Revealed: How Much We Need to Feel Wealthy
Do you feel wealthy? Just as with every General Election, there’s been a lot of talk recently about what it means to be wealthy.
£80,000? £100,000? Well, salary benchmarking company Emolument has released a report which claims to show how much UK workers need to actually feel wealthy.
Perhaps reflecting our culturally similar working attitudes, both UK workers and their US counterparts need to earn the same amount for them to feel truly financially secure – so, now we can put a price tag on what it means to be wealthy: £370,000 a year.
The report, which asked professionals across the world to detail the annual income above which they felt wealthy, also showed that UK and US workers top the list; in France, the price of true wealth drops to £310,000, before tumbling even further for employees in Switzerland (£208,000), Singapore (£149,000) and the UAE (£139,000).
Unsurprisingly for an emerging economy, professionals in India believed that they were wealthy once they were earning £25,000 – that isn’t a far cry from the average salary in the UK, which sits at £27,000.
Experience also plays a factor, and those with less of it said they required less money to feel wealthy. For workers who had five or fewer years of experience, that figure plummeted to just £93,000; professionals with 15 plus years’ experience, they said that in order to feel well-off, they needed £435,000.
Emolument’s survey also showed divisions between different industries, where even those working in sectors that are considered well-paid did not consider themselves wealthy. Just 30% employed in insurance believed they were rich, while three-quarters of those in the financial services said they were not well-off.
At the bottom of the pile were real estate and architecture workers, with just 14% agreeing that they were wealthy; this was followed by those employed in the technology and telecom sector, where 15% agreed that they were comfortably rich.

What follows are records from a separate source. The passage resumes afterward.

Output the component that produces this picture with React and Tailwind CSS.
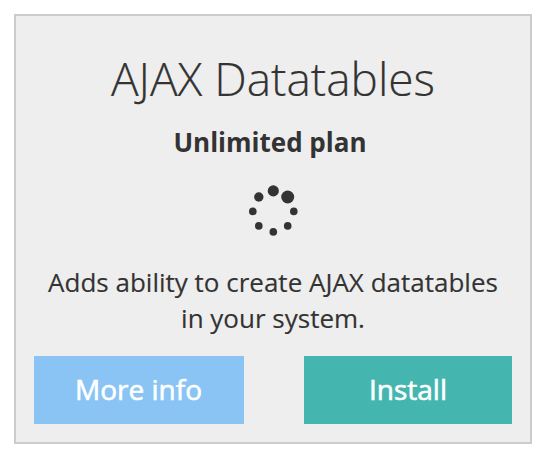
const dots = [
  { cx: 273.3, cy: 190.9, r: 5.6 },
  { cx: 287.7, cy: 197, r: 6.5 },
  { cx: 293.8, cy: 211.4, r: 3.8 },
  { cx: 287.7, cy: 225.9, r: 3.8 },
  { cx: 273.3, cy: 231.9, r: 3.8 },
  { cx: 258.8, cy: 225.9, r: 3.8 },
  { cx: 252.8, cy: 211.4, r: 3.8 },
  { cx: 258.8, cy: 197, r: 4.7 },
];

function Spinner() {
  return (
    <svg viewBox="248 184 50 52" className="h-[52px] w-[50px]" fill="#333333">
      {dots.map((dot, i) => (
        <circle key={i} {...dot} />
      ))}
    </svg>
  );
}

export default function App() {
  return (
    <div className="h-[460px] w-[550px] bg-white pl-[14px] pt-[14px] font-['Open_Sans',sans-serif] text-[#333333]">
      <div className="flex h-[430px] w-[518px] flex-col items-center border-2 border-[#cccccc] bg-[#eeeeee] px-[18px] pb-[18px] text-center">
        <h2 className="mt-[29px] whitespace-nowrap text-[46px] font-light leading-[66px] [-webkit-text-stroke:0.2px_#333333]">
          AJAX Datatables
        </h2>
        <p className="mt-[13px] pr-[6px] text-[26px] font-bold leading-[36px]">Unlimited plan</p>
        <div className="mt-[24px]">
          <Spinner />
        </div>
        <p className="mt-[28px] whitespace-nowrap text-[26px] leading-[36px] [-webkit-text-stroke:0.15px_#333333]">
          Adds ability to create AJAX datatables
          <br />
          in your system.
        </p>
        <div className="mt-auto flex w-full justify-between text-[28px] text-white [-webkit-text-stroke:0.6px_#ffffff]">
          <button className="h-[68px] w-[210px] bg-[#89c4f4] pb-[2px] pr-[1px]">More info</button>
          <button className="h-[68px] w-[208px] bg-[#45b6af] pb-[2px]">Install</button>
        </div>
      </div>
    </div>
  );
}
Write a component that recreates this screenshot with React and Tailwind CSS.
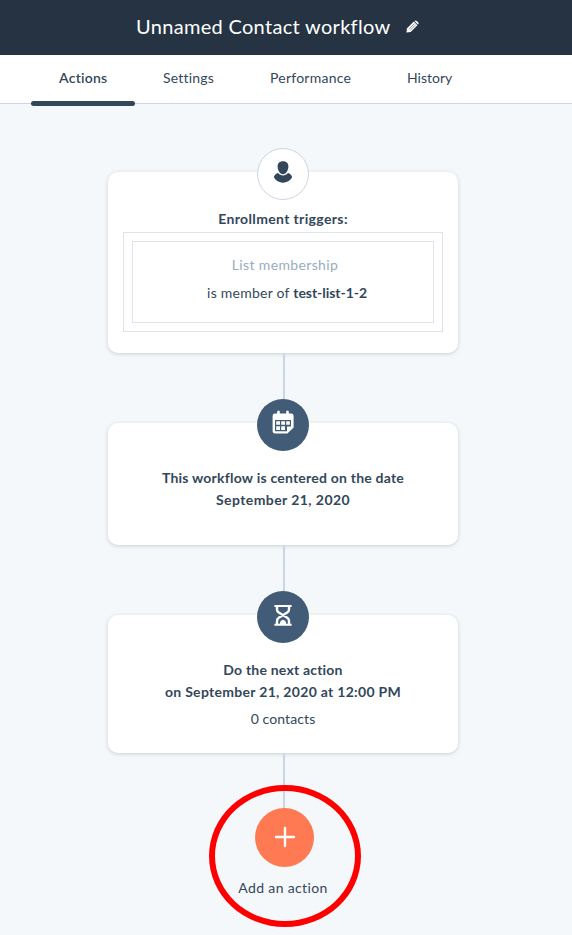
import React from "react";

function PencilIcon() {
  return (
    <svg className="block" width="13" height="13" viewBox="0 0 13 13">
      <path d="M0.4 12.6 L1.1 8.2 L7.8 1.6 L11.4 5.2 L4.7 11.9 Z" fill="#fff" />
      <path d="M8.6 0.9 Q9.7 -0.1 10.8 0.9 L12.1 2.2 Q13.1 3.3 12.1 4.4 L11.9 4.6 L8.4 1.1 Z" fill="#fff" />
      <path d="M2.9 9 L8.4 3.6 M4.2 10.2 L9.7 4.8" stroke="#253342" strokeWidth="0.5" />
    </svg>
  );
}

function PersonIcon() {
  return (
    <svg className="block" width="18" height="22" viewBox="0 0 18 22">
      <path d="M9 0.2 C12.6 0.2 14.5 2.4 14.4 5.6 C14.3 9.4 12.2 13.2 9 13.2 C5.8 13.2 3.7 9.4 3.6 5.6 C3.5 2.4 5.4 0.2 9 0.2 Z" fill="#33475b" />
      <path d="M4 12 C6.6 15.2 11.4 15.2 14 12 C16.4 12.8 17.8 14.3 18.2 16.2 C16.3 19.9 13 21.7 9 21.7 C5 21.7 1.7 19.9 -0.2 16.2 C0.2 14.3 1.6 12.8 4 12 Z" fill="#33475b" />
    </svg>
  );
}

function CalendarIcon() {
  return (
    <svg className="block" width="22" height="24" viewBox="0 0 22 24">
      <path d="M5.2 1.2 Q6.5 0 7.8 1.2 V3.4 H14.2 V1.2 Q15.5 0 16.8 1.2 V3.4 H19.2 Q21.6 3.4 21.6 5.8 V17.4 L15.4 23.6 H3 Q0.6 23.6 0.6 21.2 V5.8 Q0.6 3.4 3 3.4 H5.2 Z" fill="#fff" />
      <path d="M3 10 H19 V16.5 H15 V21.2 H3 Z" fill="#425b76" />
      <path d="M4.2 11.2h3.8v3.6h-3.8z M9.2 11.2h3.8v3.6h-3.8z M14.2 11.2h3.6v3.6h-3.6z M4.2 16.2h3.8v3.7h-3.8z M9.2 16.2h3.8v3.7h-3.8z" fill="#fff" />
    </svg>
  );
}

function HourglassIcon() {
  return (
    <svg className="block" width="18" height="22" viewBox="0 0 18 22" fill="none" stroke="#fff">
      <path d="M0.4 2 H17.6 M0.4 20.8 H17.6" strokeWidth="2" />
      <path d="M3 2.5 V5.5 Q3 7.5 4.8 8.6 L13.2 13.8 Q15 15 15 17 V20.5 M15 2.5 V5.5 Q15 7.5 13.2 8.6 L4.8 13.8 Q3 15 3 17 V20.5" strokeWidth="2.4" />
      <path d="M5.8 20 Q6 16.1 9 15.8 Q12 16.1 12.2 20 Z" fill="#fff" stroke="none" />
    </svg>
  );
}

function Badge({ light, children }) {
  return (
    <div
      className={
        light
          ? "z-10 -mb-7 flex size-[52px] items-center justify-center rounded-full border border-[#cbd6e2] bg-white"
          : "z-10 -mb-7 flex size-[52px] items-center justify-center rounded-full bg-[#425b76]"
      }
    >
      {children}
    </div>
  );
}

function Card({ className, children }) {
  return (
    <section
      className={`flex w-[350px] flex-col items-center rounded-[10px] bg-white text-center shadow-[0_1px_4px_rgba(45,62,80,0.2)] ${className}`}
    >
      {children}
    </section>
  );
}

function Connector({ className }) {
  return <div className={`ml-0.5 w-0.5 bg-[#cbd6e2] ${className}`} />;
}

export default function App() {
  return (
    <div className="flex h-[935px] w-[572px] flex-col overflow-hidden bg-[#f5f8fa] font-[Lato,sans-serif] text-sm text-[#33475b]">
      <header className="flex h-[55px] shrink-0 items-center bg-[#253342] pl-[136px] text-white">
        <h1 className="w-[270px] pb-0.5 text-xl leading-[53px] tracking-[0.31px] whitespace-nowrap">
          Unnamed Contact workflow
        </h1>
        <div className="pb-[3px]">
          <PencilIcon />
        </div>
      </header>

      <nav className="flex h-[49px] shrink-0 border-b border-[#cbd6e2] bg-white pl-[31px] leading-[46px] whitespace-nowrap">
        <a className="flex h-[51px] w-[104px] flex-col pl-7 font-semibold tracking-[0.25px]">
          Actions
          <span className="-ml-7 h-[5px] w-[104px] shrink-0 rounded-[3px] bg-[#33475b]" />
        </a>
        <a className="w-[107px] pl-7 tracking-[0.2px]">Settings</a>
        <a className="w-[137px] pl-7 tracking-[0.24px]">Performance</a>
        <a className="pl-7">History</a>
      </nav>

      <main className="flex w-[566px] flex-col items-center pt-11">
        <Badge light>
          <div className="pb-1">
            <PersonIcon />
          </div>
        </Badge>
        <Card className="h-[181px] pt-[37px]">
          <h2 className="leading-5 font-bold tracking-[0.36px]">Enrollment triggers:</h2>
          <div className="mt-[3px] h-[100px] w-80 border border-[#dfe3eb] p-2">
            <div className="h-[82px] border border-[#dfe3eb] pt-[13px] pl-1">
              <p className="leading-5 tracking-[0.36px] text-[#99acc2]">List membership</p>
              <p className="mt-2 pl-1 leading-5 tracking-[0.25px]">
                is member of <b className="tracking-[-0.05px]">test-list-1-2</b>
              </p>
            </div>
          </div>
        </Card>
        <Connector className="h-[46px]" />

        <Badge>
          <div className="pb-1.5">
            <CalendarIcon />
          </div>
        </Badge>
        <Card className="h-[122px] pt-11 leading-[22px] font-bold">
          <p className="tracking-[0.22px]">This workflow is centered on the date</p>
          <p className="tracking-[0.42px]">September 21, 2020</p>
        </Card>
        <Connector className="h-[46px]" />

        <Badge>
          <div className="pb-1">
            <HourglassIcon />
          </div>
        </Badge>
        <Card className="h-[138px] pt-11 leading-[22px]">
          <p className="font-bold tracking-[0.2px]">Do the next action</p>
          <p className="font-bold tracking-[0.3px]">on September 21, 2020 at 12:00 PM</p>
          <p className="mt-[5px] tracking-[0.1px]">0 contacts</p>
        </Card>
        <Connector className="h-[55px]" />

        <div className="relative flex flex-col items-center">
          <button className="ml-[3px] flex size-[59px] items-center justify-center rounded-full bg-[#ff7a53] pb-px">
            <svg className="block" width="22" height="22" viewBox="0 0 22 22">
              <path d="M11 2 V20 M2 11 H20" stroke="#fff" strokeWidth="2.4" strokeLinecap="round" />
            </svg>
          </button>
          <p className="mt-2.5 leading-[22px] tracking-[0.36px] whitespace-nowrap">Add an action</p>
          <div className="absolute -top-[23px] left-1/2 ml-[-74px] h-[142px] w-[152px] rounded-[50%] border-[6px] border-[#ff0000]" />
        </div>
      </main>
    </div>
  );
}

The vast gulf between industries considered well-paid and the way workers in those industries actually feel might, in part, be linked to a disconnect between perception and reality – after all, consider the perceived glamour of working in the media:
It’s possible to assume many of those entering the media would believe that, as a rich and aspirational industry, they would automatically share in that wealth. However, 81% of media and communications workers did not think of themselves wealthy.
Discussing the findings, Alice Leguay, co-founder of Emolument, said:
‘Considering current levels of frustration with their jobs and the industry as a whole, it is not surprising that only a small proportion of bankers feel wealthy. This discrepancy leads many searching for an exit towards less regulated and more exciting opportunities in the venture capital, private equity and hedge fund space, where bankers now perceive opportunities for wealth to be within reach.’
So, now we can put an average price on wealth: £370,000.
But that figure will be of little comfort for everyday workers across the country. At a time when the cost of living is spiralling out of control, household budgets are being squeezed, and our wages are stagnating, it’s unlikely that the majority of British workers are going to feel wealthy any time soon.